W tzw. trzebińskim wątku afery paliwowej podejrzanych jest 11 osób, w tym obecny członek zarządu Rafinerii Trzebinia Paweł Kaliciak oraz były członek zarządu Mieczysław R., a także Paweł D., który był społecznym asystentem szefa komisji śledczej ds. PKN Orlen Józefa Gruszki (PSL). Wszystkim podejrzanym prokuratura przedstawiła zarzuty: prania brudnych pieniędzy, poświadczenia nieprawdy i udziału w zorganizowanej grupie przestępczej.

O zabezpieczenie dokumentów księgowych kancelarii Kratiuka komisja śledcza występowała do Prokuratora Generalnego już wcześniej.
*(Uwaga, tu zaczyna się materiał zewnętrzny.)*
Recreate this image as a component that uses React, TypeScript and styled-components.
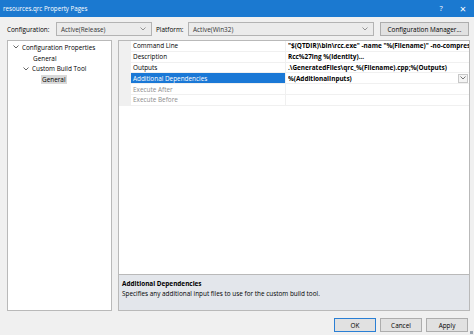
import React from "react";
import styled, { createGlobalStyle } from "styled-components";

const Global = createGlobalStyle`
  html, body { margin: 0; padding: 0; background: #f0f0f0; }
  body { font-family: "Open Sans", "Noto Sans", sans-serif; font-size: 6.4px; color: #000; }
  * { box-sizing: border-box; }
`;

const Window = styled.div`
  width: 474px;
  height: 335px;
  display: flex;
  flex-direction: column;
  background: #f0f0f0;
  overflow: hidden;
  position: relative;
`;

const TitleBar = styled.div`
  height: 17px;
  background: #1b79d0;
  color: #fff;
  display: flex;
  align-items: center;
  padding-left: 3px;
  font-size: 6.2px;
`;

const Title = styled.div`
  flex: 1;
`;

const TitleButton = styled.div<{ $big?: boolean }>`
  width: 22px;
  text-align: center;
  font-size: ${(p) => (p.$big ? "11px" : "7.5px")};
  line-height: 17px;
`;

const Toolbar = styled.div`
  display: flex;
  align-items: center;
  height: 14px;
  margin-top: 5px;
  padding-left: 7px;
  padding-right: 4px;
  white-space: nowrap;
`;

const Label = styled.span<{ $w: number }>`
  width: ${(p) => p.$w}px;
  flex-shrink: 0;
`;

const Combo = styled.div<{ $w: number; $mr?: number }>`
  width: ${(p) => p.$w}px;
  height: 14px;
  border: 1px solid #b3b3b3;
  background: #ebebeb;
  display: flex;
  align-items: center;
  padding-left: 4px;
  padding-right: 3px;
  color: #333;
  margin-right: ${(p) => p.$mr ?? 0}px;
  flex-shrink: 0;
`;

const ComboText = styled.span`
  flex: 1;
`;

const Button = styled.div<{ $default?: boolean; $w: number }>`
  width: ${(p) => p.$w}px;
  height: 14px;
  border: 1px solid ${(p) => (p.$default ? "#2a7fd4" : "#adadad")};
  background: #e1e1e1;
  display: flex;
  align-items: center;
  justify-content: center;
  white-space: nowrap;
  flex-shrink: 0;
`;

const Main = styled.div`
  display: flex;
  gap: 6px;
  margin-top: 4px;
  padding-left: 7px;
  padding-right: 4px;
  height: 271px;
`;

const Tree = styled.div`
  width: 105px;
  border: 1px solid #b9b9b9;
  background: #fff;
  padding-top: 1px;
`;

const TreeItem = styled.div<{ $indent: number }>`
  height: 10.7px;
  display: flex;
  align-items: center;
  padding-left: ${(p) => p.$indent}px;
  white-space: nowrap;
`;

const Chevron = styled.svg`
  width: 6px;
  height: 4px;
  margin-right: 2px;
`;

const TreeText = styled.span<{ $selected?: boolean }>`
  background: ${(p) => (p.$selected ? "#d9d9d9" : "transparent")};
  padding: 0 1px;
  line-height: 9px;
`;

const GridPanel = styled.div`
  flex: 1;
  border: 1px solid #b9b9b9;
  display: flex;
  flex-direction: column;
  min-width: 0;
`;

const Grid = styled.div`
  flex: 1;
  background: #fff;
  overflow: hidden;
  border-bottom: 1px solid #b9b9b9;
`;

const Row = styled.div`
  display: grid;
  grid-template-columns: 12px 155px 1fr;
  height: 10.8px;
  white-space: nowrap;
`;

const Margin = styled.div`
  background: #f0f0f0;
`;

const NameCell = styled.div<{ $selected?: boolean; $disabled?: boolean }>`
  background: ${(p) => (p.$selected ? "#1a78d6" : "#fff")};
  color: ${(p) => (p.$selected ? "#fff" : p.$disabled ? "#8d8d8d" : "#000")};
  border-bottom: 1px solid #f0f0f0;
  border-right: 1px solid #f0f0f0;
  padding-left: 2px;
  display: flex;
  align-items: center;
  overflow: hidden;
`;

const ValueCell = styled.div`
  font-weight: 700;
  border-bottom: 1px solid #f0f0f0;
  padding-left: 2px;
  display: flex;
  align-items: center;
  overflow: hidden;
`;

const ValueText = styled.span`
  flex: 1;
  overflow: hidden;
`;

const DropButton = styled.div`
  width: 10px;
  height: 9px;
  border: 1px solid #c8c8c8;
  background: #f4f4f4;
  display: flex;
  align-items: center;
  justify-content: center;
  margin-right: 1px;
  flex-shrink: 0;
`;

const Description = styled.div`
  height: 35px;
  background: #e3e6eb;
  padding: 4px 3px;
`;

const DescTitle = styled.div`
  font-weight: 700;
  line-height: 9px;
`;

const DescText = styled.div`
  line-height: 9px;
  margin-top: 1px;
`;

const Footer = styled.div`
  display: flex;
  justify-content: flex-end;
  gap: 4px;
  margin-top: 7px;
  padding-right: 6px;
`;

const Grip = styled.div`
  position: absolute;
  right: 1px;
  bottom: 1px;
  width: 3px;
  height: 3px;
  background: #9aa5b1;
`;

const SmallChevron = styled.svg`
  width: 6px;
  height: 4px;
`;

const ChevronDown = ({ color = "#555" }: { color?: string }) => (
  <Chevron viewBox="0 0 6 4">
    <path d="M0.5 0.5 L3 3 L5.5 0.5" fill="none" stroke={color} strokeWidth="0.9" />
  </Chevron>
);

const rows = [
  { name: "Command Line", value: "\"$(QTDIR)\\bin\\rcc.exe\" -name \"%(Filename)\" -no-compress \"%(FullPath)\" -o .\\GeneratedFiles\\qrc_%(Filename).cpp" },
  { name: "Description", value: "Rcc%27ing %(Identity)..." },
  { name: "Outputs", value: ".\\GeneratedFiles\\qrc_%(Filename).cpp;%(Outputs)" },
  { name: "Additional Dependencies", value: "%(AdditionalInputs)", selected: true },
  { name: "Execute After", value: "", disabled: true },
  { name: "Execute Before", value: "", disabled: true },
];

export default function App() {
  return (
    <Window>
      <Global />
      <TitleBar>
        <Title>resources.qrc Property Pages</Title>
        <TitleButton>?</TitleButton>
        <TitleButton $big>×</TitleButton>
      </TitleBar>
      <Toolbar>
        <Label $w={49}>Configuration:</Label>
        <Combo $w={96} $mr={4}>
          <ComboText>Active(Release)</ComboText>
          <ChevronDown color="#888" />
        </Combo>
        <Label $w={32}>Platform:</Label>
        <Combo $w={186} $mr={6}>
          <ComboText>Active(Win32)</ComboText>
          <ChevronDown color="#888" />
        </Combo>
        <Button $w={89}>Configuration Manager...</Button>
      </Toolbar>
      <Main>
        <Tree>
          <TreeItem $indent={5}>
            <ChevronDown />
            <TreeText>Configuration Properties</TreeText>
          </TreeItem>
          <TreeItem $indent={24}>
            <TreeText>General</TreeText>
          </TreeItem>
          <TreeItem $indent={15}>
            <ChevronDown />
            <TreeText>Custom Build Tool</TreeText>
          </TreeItem>
          <TreeItem $indent={33}>
            <TreeText $selected>General</TreeText>
          </TreeItem>
        </Tree>
        <GridPanel>
          <Grid>
            {rows.map((r) => (
              <Row key={r.name}>
                <Margin />
                <NameCell $selected={r.selected} $disabled={r.disabled}>
                  {r.name}
                </NameCell>
                <ValueCell>
                  <ValueText>{r.value}</ValueText>
                  {r.selected && (
                    <DropButton>
                      <SmallChevron viewBox="0 0 6 4">
                        <path d="M0.5 0.5 L3 3 L5.5 0.5" fill="none" stroke="#666" strokeWidth="0.9" />
                      </SmallChevron>
                    </DropButton>
                  )}
                </ValueCell>
              </Row>
            ))}
          </Grid>
          <Description>
            <DescTitle>Additional Dependencies</DescTitle>
            <DescText>Specifies any additional input files to use for the custom build tool.</DescText>
          </Description>
        </GridPanel>
      </Main>
      <Footer>
        <Button $default $w={42}>OK</Button>
        <Button $w={42}>Cancel</Button>
        <Button $w={42}>Apply</Button>
      </Footer>
      <Grip />
    </Window>
  );
}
Taką decyzję podjęto na posiedzeniu komisji 17 września. Jak twierdzi jednak zastępca prokuratora generalnego Kazimierz Olejnik, pierwotny wniosek komisji o zabezpieczenie dokumentów kancelarii Andrzeja Kratiuka nie spełniał wymogów prawnych. Dopiero po jego uzupełnieniu, w zgodzie z Kodeksem postępowania karnego, można było go zrealizować - dodał Olejnik. Zarazem oświadczył, że prokuratura, która działała w tej sprawie wyłącznie na zlecenie komisji, nie odpowiada za jej koncepcje merytoryczne. "My się od ocen merytorycznych odcinamy" - oświadczył. Dodał, że nic dziwnego nie ma w tym, że do zabezpieczenia dokumentów wykorzystała oficerów ABW, gdyż już wcześniej zlecała Agencji czynności śledztwa w sprawie afer paliwowych.

Z wcześniejszych nieoficjalnych doniesień radia RFM, dokumenty miały być strzeżone i ukryte w różnych miejscach, nie tylko w budynku samej kancelarii, zaś Kratiuk nie chciał oddać ich części.

Andrzej Kratiuk, szefa rady fundacji "Porozumienie bez barier" Jolanty Kwaśniewskiej, do niedawna zasiadał też w radzie nadzorczej PKN Orlen, a wcześniej był współudziałowcem firmy ubezpieczeniowej Polisa, założonej w 1989 roku przez ludzi powiązanych z lewicą. W gronie udziałowców Polisy znalazły się m.in. Jolanta Kwaśniewska i Maria Oleksy. Kratiuk to także jeden z najbliższych przyjaciół i doradców Wiesława Kaczmarka, byłego ministra skarbu.